All of the data needs to be repeated exactly.

····················

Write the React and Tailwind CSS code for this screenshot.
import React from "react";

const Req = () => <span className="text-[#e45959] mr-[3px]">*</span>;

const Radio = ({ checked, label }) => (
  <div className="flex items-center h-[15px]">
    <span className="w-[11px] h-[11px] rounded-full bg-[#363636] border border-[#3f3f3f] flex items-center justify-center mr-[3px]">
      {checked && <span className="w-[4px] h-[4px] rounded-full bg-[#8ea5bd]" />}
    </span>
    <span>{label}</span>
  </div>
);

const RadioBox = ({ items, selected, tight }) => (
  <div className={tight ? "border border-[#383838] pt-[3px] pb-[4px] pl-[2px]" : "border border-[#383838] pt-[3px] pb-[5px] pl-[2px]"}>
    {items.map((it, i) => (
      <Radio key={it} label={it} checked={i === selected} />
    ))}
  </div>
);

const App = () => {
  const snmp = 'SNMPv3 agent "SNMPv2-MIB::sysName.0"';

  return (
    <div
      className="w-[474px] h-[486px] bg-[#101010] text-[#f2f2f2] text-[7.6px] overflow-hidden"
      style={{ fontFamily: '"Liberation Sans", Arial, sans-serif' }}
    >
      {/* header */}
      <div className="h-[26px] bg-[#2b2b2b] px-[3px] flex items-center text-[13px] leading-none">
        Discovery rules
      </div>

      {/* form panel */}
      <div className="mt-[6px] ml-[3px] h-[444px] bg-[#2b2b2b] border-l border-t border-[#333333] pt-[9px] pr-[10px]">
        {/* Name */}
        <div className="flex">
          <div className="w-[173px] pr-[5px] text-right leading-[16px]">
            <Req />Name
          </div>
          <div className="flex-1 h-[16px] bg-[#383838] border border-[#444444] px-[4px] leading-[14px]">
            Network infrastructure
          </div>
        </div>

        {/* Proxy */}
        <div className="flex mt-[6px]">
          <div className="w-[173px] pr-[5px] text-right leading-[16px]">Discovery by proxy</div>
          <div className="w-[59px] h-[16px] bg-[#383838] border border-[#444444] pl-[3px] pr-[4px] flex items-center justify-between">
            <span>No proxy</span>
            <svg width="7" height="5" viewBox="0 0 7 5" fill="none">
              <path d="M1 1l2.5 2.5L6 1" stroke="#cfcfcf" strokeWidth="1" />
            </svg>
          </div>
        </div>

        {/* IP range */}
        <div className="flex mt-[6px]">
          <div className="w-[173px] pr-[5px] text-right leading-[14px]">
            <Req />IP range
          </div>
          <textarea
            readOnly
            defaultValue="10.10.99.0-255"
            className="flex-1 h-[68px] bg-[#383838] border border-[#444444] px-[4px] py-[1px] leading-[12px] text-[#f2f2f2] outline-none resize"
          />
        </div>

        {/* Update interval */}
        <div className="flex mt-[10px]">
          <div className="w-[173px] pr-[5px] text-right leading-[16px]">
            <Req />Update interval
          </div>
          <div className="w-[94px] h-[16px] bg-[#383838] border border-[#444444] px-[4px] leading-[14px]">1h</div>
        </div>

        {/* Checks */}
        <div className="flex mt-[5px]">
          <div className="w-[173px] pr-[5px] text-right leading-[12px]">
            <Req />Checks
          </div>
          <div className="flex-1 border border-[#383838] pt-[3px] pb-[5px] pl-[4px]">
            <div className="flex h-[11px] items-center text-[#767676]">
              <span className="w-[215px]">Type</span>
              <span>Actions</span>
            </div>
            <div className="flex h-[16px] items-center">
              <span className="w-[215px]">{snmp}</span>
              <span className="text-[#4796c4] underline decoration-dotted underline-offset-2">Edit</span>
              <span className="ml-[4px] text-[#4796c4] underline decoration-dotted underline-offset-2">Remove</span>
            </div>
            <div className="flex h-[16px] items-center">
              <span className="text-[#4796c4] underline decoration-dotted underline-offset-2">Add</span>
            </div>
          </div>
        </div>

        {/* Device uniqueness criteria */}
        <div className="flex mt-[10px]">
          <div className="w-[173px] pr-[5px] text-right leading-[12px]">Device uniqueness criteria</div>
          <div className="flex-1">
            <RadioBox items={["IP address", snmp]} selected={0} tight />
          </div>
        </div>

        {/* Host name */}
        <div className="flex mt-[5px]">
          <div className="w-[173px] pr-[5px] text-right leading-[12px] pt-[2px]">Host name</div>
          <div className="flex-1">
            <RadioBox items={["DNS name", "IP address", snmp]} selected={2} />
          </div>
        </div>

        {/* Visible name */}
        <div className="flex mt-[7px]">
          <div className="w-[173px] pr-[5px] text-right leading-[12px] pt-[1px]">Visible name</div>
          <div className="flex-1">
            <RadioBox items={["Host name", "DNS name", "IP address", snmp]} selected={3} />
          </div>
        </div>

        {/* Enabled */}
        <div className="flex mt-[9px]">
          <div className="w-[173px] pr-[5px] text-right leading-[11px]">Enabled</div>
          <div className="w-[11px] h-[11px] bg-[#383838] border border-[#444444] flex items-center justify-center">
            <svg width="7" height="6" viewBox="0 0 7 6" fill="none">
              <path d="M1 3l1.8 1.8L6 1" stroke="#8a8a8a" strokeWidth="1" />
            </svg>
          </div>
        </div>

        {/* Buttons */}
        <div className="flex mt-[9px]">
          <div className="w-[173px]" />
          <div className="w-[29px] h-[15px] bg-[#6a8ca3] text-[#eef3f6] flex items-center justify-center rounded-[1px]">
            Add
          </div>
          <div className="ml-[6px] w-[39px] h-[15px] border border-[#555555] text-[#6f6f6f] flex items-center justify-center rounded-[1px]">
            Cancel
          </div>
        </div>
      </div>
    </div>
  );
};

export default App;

····················

*Response for this exercise:*
Write the React and Tailwind CSS code for this screenshot.
import React from "react";

const Req = () => <span className="text-[#e45959] mr-[3px]">*</span>;

const Radio = ({ checked, label }) => (
  <div className="flex items-center h-[15px]">
    <span className="w-[11px] h-[11px] rounded-full bg-[#363636] border border-[#3f3f3f] flex items-center justify-center mr-[3px]">
      {checked && <span className="w-[4px] h-[4px] rounded-full bg-[#8ea5bd]" />}
    </span>
    <span>{label}</span>
  </div>
);

const RadioBox = ({ items, selected, tight }) => (
  <div className={tight ? "border border-[#383838] pt-[3px] pb-[4px] pl-[2px]" : "border border-[#383838] pt-[3px] pb-[5px] pl-[2px]"}>
    {items.map((it, i) => (
      <Radio key={it} label={it} checked={i === selected} />
    ))}
  </div>
);

const App = () => {
  const snmp = 'SNMPv3 agent "SNMPv2-MIB::sysName.0"';

  return (
    <div
      className="w-[474px] h-[486px] bg-[#101010] text-[#f2f2f2] text-[7.6px] overflow-hidden"
      style={{ fontFamily: '"Liberation Sans", Arial, sans-serif' }}
    >
      {/* header */}
      <div className="h-[26px] bg-[#2b2b2b] px-[3px] flex items-center text-[13px] leading-none">
        Discovery rules
      </div>

      {/* form panel */}
      <div className="mt-[6px] ml-[3px] h-[444px] bg-[#2b2b2b] border-l border-t border-[#333333] pt-[9px] pr-[10px]">
        {/* Name */}
        <div className="flex">
          <div className="w-[173px] pr-[5px] text-right leading-[16px]">
            <Req />Name
          </div>
          <div className="flex-1 h-[16px] bg-[#383838] border border-[#444444] px-[4px] leading-[14px]">
            Network infrastructure
          </div>
        </div>

        {/* Proxy */}
        <div className="flex mt-[6px]">
          <div className="w-[173px] pr-[5px] text-right leading-[16px]">Discovery by proxy</div>
          <div className="w-[59px] h-[16px] bg-[#383838] border border-[#444444] pl-[3px] pr-[4px] flex items-center justify-between">
            <span>No proxy</span>
            <svg width="7" height="5" viewBox="0 0 7 5" fill="none">
              <path d="M1 1l2.5 2.5L6 1" stroke="#cfcfcf" strokeWidth="1" />
            </svg>
          </div>
        </div>

        {/* IP range */}
        <div className="flex mt-[6px]">
          <div className="w-[173px] pr-[5px] text-right leading-[14px]">
            <Req />IP range
          </div>
          <textarea
            readOnly
            defaultValue="10.10.99.0-255"
            className="flex-1 h-[68px] bg-[#383838] border border-[#444444] px-[4px] py-[1px] leading-[12px] text-[#f2f2f2] outline-none resize"
          />
        </div>

        {/* Update interval */}
        <div className="flex mt-[10px]">
          <div className="w-[173px] pr-[5px] text-right leading-[16px]">
            <Req />Update interval
          </div>
          <div className="w-[94px] h-[16px] bg-[#383838] border border-[#444444] px-[4px] leading-[14px]">1h</div>
        </div>

        {/* Checks */}
        <div className="flex mt-[5px]">
          <div className="w-[173px] pr-[5px] text-right leading-[12px]">
            <Req />Checks
          </div>
          <div className="flex-1 border border-[#383838] pt-[3px] pb-[5px] pl-[4px]">
            <div className="flex h-[11px] items-center text-[#767676]">
              <span className="w-[215px]">Type</span>
              <span>Actions</span>
            </div>
            <div className="flex h-[16px] items-center">
              <span className="w-[215px]">{snmp}</span>
              <span className="text-[#4796c4] underline decoration-dotted underline-offset-2">Edit</span>
              <span className="ml-[4px] text-[#4796c4] underline decoration-dotted underline-offset-2">Remove</span>
            </div>
            <div className="flex h-[16px] items-center">
              <span className="text-[#4796c4] underline decoration-dotted underline-offset-2">Add</span>
            </div>
          </div>
        </div>

        {/* Device uniqueness criteria */}
        <div className="flex mt-[10px]">
          <div className="w-[173px] pr-[5px] text-right leading-[12px]">Device uniqueness criteria</div>
          <div className="flex-1">
            <RadioBox items={["IP address", snmp]} selected={0} tight />
          </div>
        </div>

        {/* Host name */}
        <div className="flex mt-[5px]">
          <div className="w-[173px] pr-[5px] text-right leading-[12px] pt-[2px]">Host name</div>
          <div className="flex-1">
            <RadioBox items={["DNS name", "IP address", snmp]} selected={2} />
          </div>
        </div>

        {/* Visible name */}
        <div className="flex mt-[7px]">
          <div className="w-[173px] pr-[5px] text-right leading-[12px] pt-[1px]">Visible name</div>
          <div className="flex-1">
            <RadioBox items={["Host name", "DNS name", "IP address", snmp]} selected={3} />
          </div>
        </div>

        {/* Enabled */}
        <div className="flex mt-[9px]">
          <div className="w-[173px] pr-[5px] text-right leading-[11px]">Enabled</div>
          <div className="w-[11px] h-[11px] bg-[#383838] border border-[#444444] flex items-center justify-center">
            <svg width="7" height="6" viewBox="0 0 7 6" fill="none">
              <path d="M1 3l1.8 1.8L6 1" stroke="#8a8a8a" strokeWidth="1" />
            </svg>
          </div>
        </div>

        {/* Buttons */}
        <div className="flex mt-[9px]">
          <div className="w-[173px]" />
          <div className="w-[29px] h-[15px] bg-[#6a8ca3] text-[#eef3f6] flex items-center justify-center rounded-[1px]">
            Add
          </div>
          <div className="ml-[6px] w-[39px] h-[15px] border border-[#555555] text-[#6f6f6f] flex items-center justify-center rounded-[1px]">
            Cancel
          </div>
        </div>
      </div>
    </div>
  );
};

export default App;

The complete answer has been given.